Early Detection of Ureteropelvic Junction Obstruction Using Signal Analysis and Machine Learning: A Dynamic Solution to a Dynamic Problem

Abstract

We sought to define features that describe the dynamic information in diuresis renograms for the early detection of clinically significant hydronephrosis caused by ureteropelvic junction obstruction. We studied the diuresis renogram of 55 patients with a mean ± SD age of 75 ± 66 days who had congenital hydronephrosis at initial presentation. Five patients had bilaterally affected kidneys for a total of 60 diuresis renograms. Surgery was performed on 35 kidneys. We extracted 45 features based on curve shape and wavelet analysis from the drainage curves recorded after furosemide administration. The optimal features were selected as the combination that maximized the ROC AUC obtained from a linear support vector machine classifier trained to classify patients as with or without obstruction.
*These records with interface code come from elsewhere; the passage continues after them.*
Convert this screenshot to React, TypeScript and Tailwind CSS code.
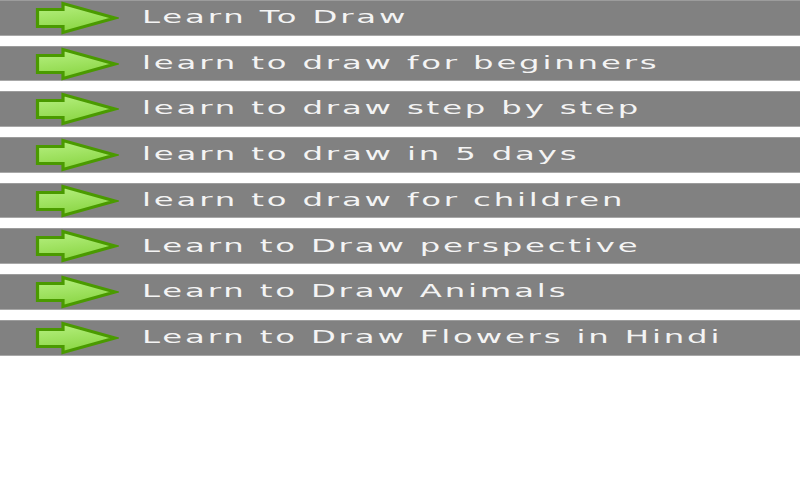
import React from "react";

const items = [
  "Learn To Draw",
  "learn to draw for beginners",
  "learn to draw step by step",
  "learn to draw in 5 days",
  "learn to draw for children",
  "Learn to Draw perspective",
  "Learn to Draw Animals",
  "Learn to Draw Flowers in Hindi",
];

function Arrow() {
  return (
    <svg width="84" height="34" viewBox="0 0 84 34" className="shrink-0">
      <defs>
        <linearGradient id="arrowFill" x1="0" y1="0" x2="0.3" y2="1">
          <stop offset="0" stopColor="#b8f183" />
          <stop offset="1" stopColor="#8bd645" />
        </linearGradient>
      </defs>
      <path
        d="M2.5 8.5 H28 V2.5 L80 17 L28 31.5 V25.5 H2.5 Z"
        fill="url(#arrowFill)"
        stroke="#4a9a00"
        strokeWidth="3.2"
        strokeLinejoin="miter"
      />
    </svg>
  );
}

export default function App() {
  return (
    <div className="w-[800px] h-[480px] bg-white overflow-hidden flex flex-col gap-[10px]">
      {items.map((t) => (
        <div
          key={t}
          className="h-[35.7px] shrink-0 bg-[#818181] border-t border-t-[#9c9c9c] border-b border-b-[#a8a8a8] flex items-center pl-[35px]"
        >
          <Arrow />
          <div className="ml-[23px] h-full flex items-center">
            <span
              className="origin-left [transform:scaleX(1.9)] inline-block whitespace-nowrap text-[17px] tracking-[1.5px] text-[#f4f4f4]"
              style={{ fontFamily: '"DejaVu Sans", sans-serif' }}
            >
              {t}
            </span>
          </div>
        </div>
      ))}
    </div>
  );
}
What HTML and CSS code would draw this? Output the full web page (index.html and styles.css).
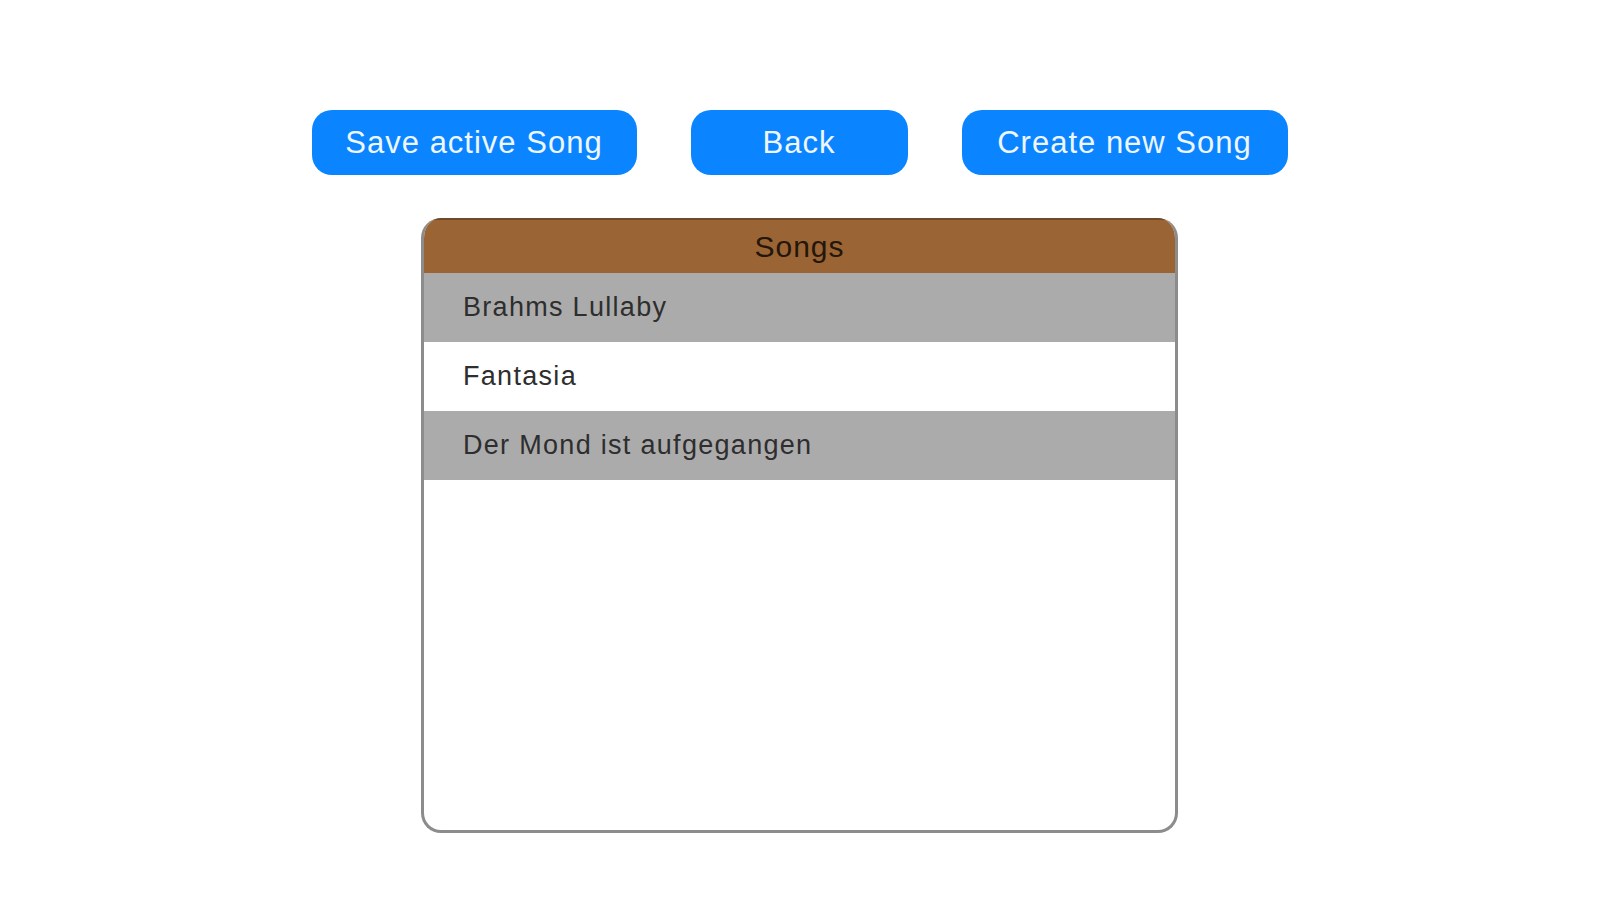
FILE: index.html
```html
<!DOCTYPE html>
<html lang="de">
<head>
<meta charset="utf-8">
<title>Songs</title>
<link rel="stylesheet" href="styles.css">
</head>
<body>
<main class="page">
  <div class="actions">
    <button class="btn btn-save">Save active Song</button>
    <button class="btn btn-back">Back</button>
    <button class="btn btn-create">Create new Song</button>
  </div>
  <section class="songs">
    <div class="songs-header">Songs</div>
    <ul class="song-list">
      <li class="song song-alt">Brahms Lullaby</li>
      <li class="song">Fantasia</li>
      <li class="song song-alt">Der Mond ist aufgegangen</li>
    </ul>
  </section>
</main>
</body>
</html>
```
FILE: styles.css
```css
html, body {
  margin: 0;
  padding: 0;
  background: #ffffff;
}
body {
  font-family: "Liberation Sans", Arial, sans-serif;
}
.page {
  display: flex;
  flex-direction: column;
  align-items: center;
  padding-top: 110px;
}
.actions {
  display: flex;
  gap: 54px;
}
.btn {
  height: 65px;
  border: none;
  border-radius: 20px;
  background: #0a84ff;
  color: #eef6ff;
  font-family: "Liberation Sans", Arial, sans-serif;
  font-size: 31px;
  letter-spacing: 1px;
  padding: 0;
  cursor: pointer;
}
.btn-save { width: 325px; }
.btn-back { width: 217px; }
.btn-create { width: 326px; }
.songs {
  margin-top: 43px;
  width: 757px;
  height: 615px;
  box-sizing: border-box;
  border: 3px solid #8c8c8c;
  border-top: none;
  border-radius: 20px;
  overflow: hidden;
  background: #ffffff;
}
.songs-header {
  height: 55px;
  background: #9a6434;
  color: #24160a;
  font-size: 30px;
  letter-spacing: 1px;
  display: flex;
  align-items: center;
  justify-content: center;
  margin: 0 -3px;
  border-top: 2px solid #6e4a2a;
  box-sizing: border-box;
}
.song-list {
  list-style: none;
  margin: 0;
  padding: 0;
}
.song {
  height: 69px;
  display: flex;
  align-items: center;
  padding-left: 39px;
  font-size: 27px;
  letter-spacing: 1.3px;
  color: #2e2e2e;
}
.song-alt {
  background: #ababab;
}
```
Using these optimal features we performed leave 1 out cross validation to estimate the accuracy, sensitivity and specificity of our framework. Results were compared to those obtained using post-diuresis drainage half-time and the percent of clearance after 30 minutes. Our framework had 93% accuracy, including 91% sensitivity and 96% specificity, to predict surgical cases. This was a significant improvement over the same accuracy of 82%, including 71% sensitivity and 96% specificity obtained from half-time and 30-minute clearance using the optimal thresholds of 24.57 minutes and 55.77%, respectively. Our machine learning framework significantly improved the diagnostic accuracy of clinically significant hydronephrosis compared to half-time and 30-minute clearance. This aids in the clinical decision making process by offering a tool for earlier detection of severe cases and it has the potential to reduce the number of diuresis renograms required for diagnosis.